The task → Gather up all lines that carry the word "rendering".

--- BEGIN Raw data ---

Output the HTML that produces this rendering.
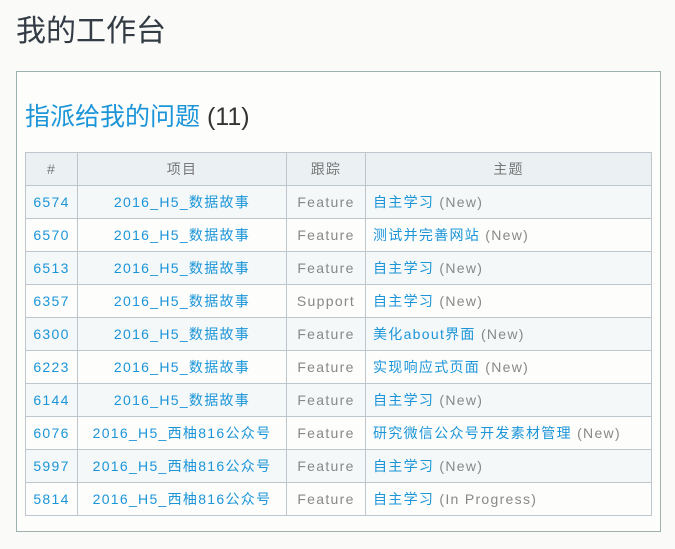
<!DOCTYPE html>
<html><head><meta charset="utf-8"><style>
body{margin:0;background:#fafaf8;font-family:"Liberation Sans","Noto Sans CJK SC",sans-serif;width:675px;height:549px;overflow:hidden;position:relative}
h1{position:absolute;left:16px;top:12px;margin:0;font-size:30px;font-weight:normal;color:#333b45;line-height:40px}
.box{position:absolute;left:16px;top:71px;width:643px;height:459px;border:1px solid #9fb0b0;background:#fdfdfc}
h2{position:absolute;left:8px;top:27px;margin:0;font-size:25px;font-weight:normal;color:#1b95d8;line-height:36px}
h2 span{color:#333}
table{position:absolute;left:8px;top:80px;border-collapse:collapse;font-size:14px;letter-spacing:1.3px}
td,th{border:1px solid #bcc6cc;height:32px;padding:0;text-align:center;color:#1b95d8;font-weight:normal}
th{background:#ebf0f2;color:#777}
tr:nth-child(even) td{background:#f4f8f9}
td.t{color:#888}
td.s{text-align:left;padding-left:7px}
td.s span{color:#888}
</style></head><body>
<h1>我的工作台</h1>
<div class="box">
<h2>指派给我的问题 <span>(11)</span></h2>
<table>
<tr><th style="width:51px">#</th><th style="width:208px">项目</th><th style="width:78px">跟踪</th><th style="width:285px">主题</th></tr>
<tr><td>6574</td><td>2016_H5_数据故事</td><td class="t">Feature</td><td class="s">自主学习 <span>(New)</span></td></tr>
<tr><td>6570</td><td>2016_H5_数据故事</td><td class="t">Feature</td><td class="s">测试并完善网站 <span>(New)</span></td></tr>
<tr><td>6513</td><td>2016_H5_数据故事</td><td class="t">Feature</td><td class="s">自主学习 <span>(New)</span></td></tr>
<tr><td>6357</td><td>2016_H5_数据故事</td><td class="t">Support</td><td class="s">自主学习 <span>(New)</span></td></tr>
<tr><td>6300</td><td>2016_H5_数据故事</td><td class="t">Feature</td><td class="s">美化about界面 <span>(New)</span></td></tr>
<tr><td>6223</td><td>2016_H5_数据故事</td><td class="t">Feature</td><td class="s">实现响应式页面 <span>(New)</span></td></tr>
<tr><td>6144</td><td>2016_H5_数据故事</td><td class="t">Feature</td><td class="s">自主学习 <span>(New)</span></td></tr>
<tr><td>6076</td><td>2016_H5_西柚816公众号</td><td class="t">Feature</td><td class="s">研究微信公众号开发素材管理 <span>(New)</span></td></tr>
<tr><td>5997</td><td>2016_H5_西柚816公众号</td><td class="t">Feature</td><td class="s">自主学习 <span>(New)</span></td></tr>
<tr><td>5814</td><td>2016_H5_西柚816公众号</td><td class="t">Feature</td><td class="s">自主学习 <span>(In Progress)</span></td></tr>
</table>
</div>
</body></html>
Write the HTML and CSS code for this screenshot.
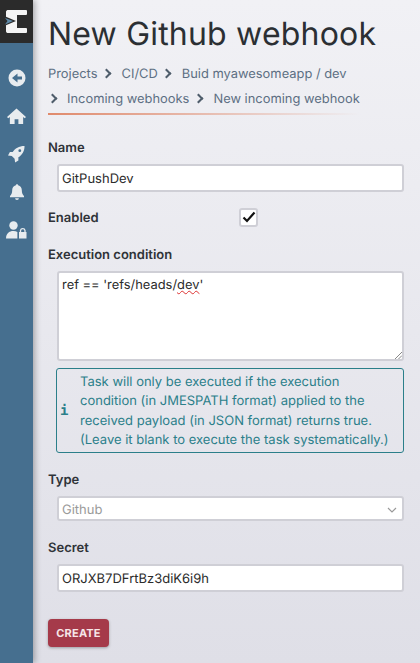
FILE: index.html
```html
<!DOCTYPE html>
<html lang="en">
<head>
  <meta charset="UTF-8">
  <title>New Github webhook</title>
  <link rel="stylesheet" href="styles.css">
</head>
<body>
  <nav class="sidebar">
    <div class="logo">
      <svg width="33" height="42" viewBox="0 0 33 42">
        <path d="M8 10h18a1 1 0 011 1v3a1 1 0 01-1 1H17v13h9a1 1 0 011 1v3a1 1 0 01-1 1H8c-1 0-1.500-.5-2-1.500V11.500C6.500 10.500 7 10 8 10z" fill="#f4f4f4"/>
        <path d="M3 15.500L16 21 3 26.500z" fill="#2b2b2b"/>
        <path d="M5 18l8 3-8 3.500 2.500-3.500z" fill="#5f8aa8"/>
      </svg>
    </div>
    <div class="nav-icons">
      <svg width="18" height="18" viewBox="0 0 18 18"><circle cx="9" cy="9" r="8.500" fill="#e8ecef"/><path d="M9.500 4.500v2.900h4.500v3.200H9.500v2.900L4 9z" fill="#466f8f"/></svg>
      <svg width="19" height="18" viewBox="0 0 20 18"><path d="M10 1L0 10l1.300 1.300L3 10v7.500h5v-5h4v5h5V10l1.700 1.300L20 10z" fill="#e8ecef"/></svg>
      <svg width="17" height="18" viewBox="0 0 18 18"><path fill-rule="evenodd" d="M17.500.500c-6 0-10 2.500-12.500 6.500H2L0 10.500l4 .5 3 3 .5 4 3.500-2v-3.500c4-2.500 6.500-6.500 6.500-12zM12.500 4a1.500 1.500 0 110 3 1.500 1.500 0 010-3z" fill="#e8ecef"/></svg>
      <svg width="14" height="18" viewBox="0 0 16 18"><path d="M8 0c-.8 0-1.300.6-1.300 1.300C4 2 2.500 4.300 2.500 7c0 3.500-1 5-2.500 6.500V15h16v-1.500C14.500 12 13.500 10.500 13.500 7c0-2.700-1.500-5-4.200-5.700C9.300.6 8.800 0 8 0zM5.800 16a2.200 2 0 004.400 0z" fill="#e8ecef"/></svg>
      <svg width="21" height="18" viewBox="0 0 21 18"><circle cx="7.500" cy="4.500" r="4.200" fill="#e8ecef"/><path d="M0 17.500c0-5 3-7.500 7.500-7.500 1.500 0 2.800.3 3.900.9V17.500z" fill="#e8ecef"/><path d="M13 11h7.500v6.500H13z" fill="#e8ecef"/><path d="M14.500 11V9.500a2.300 2.300 0 014.500 0V11" fill="none" stroke="#e8ecef" stroke-width="1.300"/></svg>
    </div>
  </nav>

  <main class="content">
    <h1>New Github webhook</h1>
    <div class="breadcrumb">
      <span class="crumb">Projects</span>
      <span class="crumb"><span class="sep"></span>CI/CD</span>
      <span class="crumb"><span class="sep"></span>Buid myawesomeapp / dev</span>
      <span class="crumb"><span class="sep"></span>Incoming webhooks</span>
      <span class="crumb"><span class="sep"></span>New incoming webhook</span>
    </div>
    <div class="title-rule"></div>

    <form class="form">
      <label class="label">Name</label>
      <input class="field" type="text" value="GitPushDev">

      <div class="enabled-row">
        <label class="label enabled-label">Enabled</label>
        <span class="checkbox">
          <svg width="14" height="12" viewBox="0 0 14 12"><path d="M1.500 6.500l3.500 3.500 7.500-8.500" fill="none" stroke="#111" stroke-width="2.200"/></svg>
        </span>
      </div>

      <label class="label condition-label">Execution condition</label>
      <div class="textarea">
        <span>ref == 'refs/heads/<span class="misspelled">dev</span>'</span>
        <svg class="grip" width="7" height="7" viewBox="0 0 7 7"><path d="M7 0L0 7M7 3.500L3.500 7" stroke="#888" stroke-width="1"/></svg>
      </div>

      <div class="info">
        <span class="info-icon">i</span>
        <p>Task will only be executed if the execution condition (in JMESPATH format) applied to the received payload (in JSON format) returns true. (Leave it blank to execute the task systematically.)</p>
      </div>

      <label class="label type-label">Type</label>
      <div class="field select">
        <span>Github</span>
        <svg width="10" height="6" viewBox="0 0 10 6"><path d="M1 1l4 4 4-4" fill="none" stroke="#999" stroke-width="1.200"/></svg>
      </div>

      <label class="label secret-label">Secret</label>
      <input class="field" type="text" value="ORJXB7DFrtBz3diK6i9h">

      <button type="button" class="create-btn">CREATE</button>
    </form>
  </main>
</body>
</html>
```

FILE: styles.css
```css
* {
  box-sizing: border-box;
  text-rendering: geometricPrecision;
}

html, body {
  height: 100%;
}

body {
  margin: 0;
  display: flex;
  height: 663px;
  overflow: hidden;
  font-family: Inter, "Liberation Sans", sans-serif;
  background: linear-gradient(#f1f1f5, #dfdfe7);
  color: #212529;
}

.sidebar {
  width: 33px;
  flex-shrink: 0;
  background: #466f8f;
  box-shadow: 2px 0 6px rgba(0, 0, 0, 0.3);
}

.logo {
  height: 43px;
  background: #2b2b2b;
}

.logo svg {
  display: block;
}

.nav-icons {
  display: flex;
  flex-direction: column;
  align-items: center;
  gap: 20px;
  padding-top: 26px;
}

.content {
  flex: 1;
  padding: 0 16px 0 15px;
}

h1 {
  margin: 13px 0 0;
  font-size: 32px;
  font-weight: 400;
  line-height: 42px;
  letter-spacing: 0.2px;
  color: #2b2f33;
}

.breadcrumb {
  display: flex;
  flex-wrap: wrap;
  column-gap: 5px;
  margin-top: 7px;
  font-size: 12.900px;
  line-height: 25px;
  color: #5d6f83;
}

.crumb {
  white-space: nowrap;
}

.sep {
  display: inline-block;
  width: 7px;
  height: 7px;
  margin: 0 11.500px 1px 0.500px;
  border-top: 2px solid #4f5d6b;
  border-right: 2px solid #4f5d6b;
  transform: rotate(45deg);
}

.title-rule {
  height: 2px;
  width: 312px;
  margin-top: 1px;
  background: linear-gradient(to right, #e08a6c, rgba(224, 138, 108, 0));
}

.label {
  display: block;
  padding-top: 1px;
  font-size: 13px;
  font-weight: 600;
  line-height: 16px;
  color: #2f3338;
}

.form {
  padding-top: 24px;
}

.field {
  display: block;
  width: 347px;
  height: 28px;
  margin: 8px 0 0 9px;
  padding: 2px 3px 0;
  font: 13px Inter, "Liberation Sans", sans-serif;
  color: #2b2b2b;
  background: #fff;
  border: 2px solid #cfcfd6;
  border-radius: 3px;
}

.enabled-row {
  display: flex;
  align-items: center;
  margin-top: 12px;
  height: 26px;
}

.enabled-label {
  width: 191px;
  padding-top: 2px;
}

.checkbox {
  display: flex;
  align-items: center;
  justify-content: center;
  width: 19px;
  height: 19px;
  background: #fff;
  border: 2px solid #cfcfd6;
  border-radius: 3px;
}

.condition-label {
  margin-top: 16px;
}

.textarea {
  position: relative;
  width: 347px;
  height: 90px;
  margin: 8px 0 0 9px;
  padding: 5px 3px;
  font-size: 12.900px;
  line-height: 16px;
  color: #2b2b2b;
  background: #fff;
  border: 2px solid #cfcfd6;
  border-radius: 3px;
}

.misspelled {
  text-decoration: underline wavy #d33;
  text-decoration-thickness: 1px;
}

.grip {
  position: absolute;
  right: 0;
  bottom: 0;
}

.info {
  display: flex;
  align-items: center;
  width: 348px;
  height: 85px;
  margin: 7px 0 0 8px;
  padding: 0 8px 0 3px;
  border: 1px solid #2b7f8a;
  border-radius: 3px;
  color: #2b7f8a;
}

.info-icon {
  width: 20px;
  flex-shrink: 0;
  font: bold 14px "DejaVu Sans Mono", monospace;
}

.info p {
  margin: 0;
  padding-top: 2px;
  font-size: 13px;
  line-height: 19.500px;
}

.type-label {
  margin-top: 18px;
}

.select {
  display: flex;
  align-items: center;
  justify-content: space-between;
  height: 25px;
  margin-top: 8px;
  padding-right: 5px;
  color: #9a9a9a;
}

.secret-label {
  margin-top: 18px;
}

.create-btn {
  display: block;
  margin-top: 27px;
  width: 61px;
  height: 28px;
  padding: 0;
  font: 700 11px Inter, "Liberation Sans", sans-serif;
  letter-spacing: 0.2px;
  color: #f6e6e8;
  background: #a53a4a;
  border: none;
  border-radius: 4px;
  box-shadow: 0 1px 3px rgba(0, 0, 0, 0.3);
}
```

--- END Raw data ---

Full answer →
Output the HTML that produces this rendering.
  text-rendering: geometricPrecision;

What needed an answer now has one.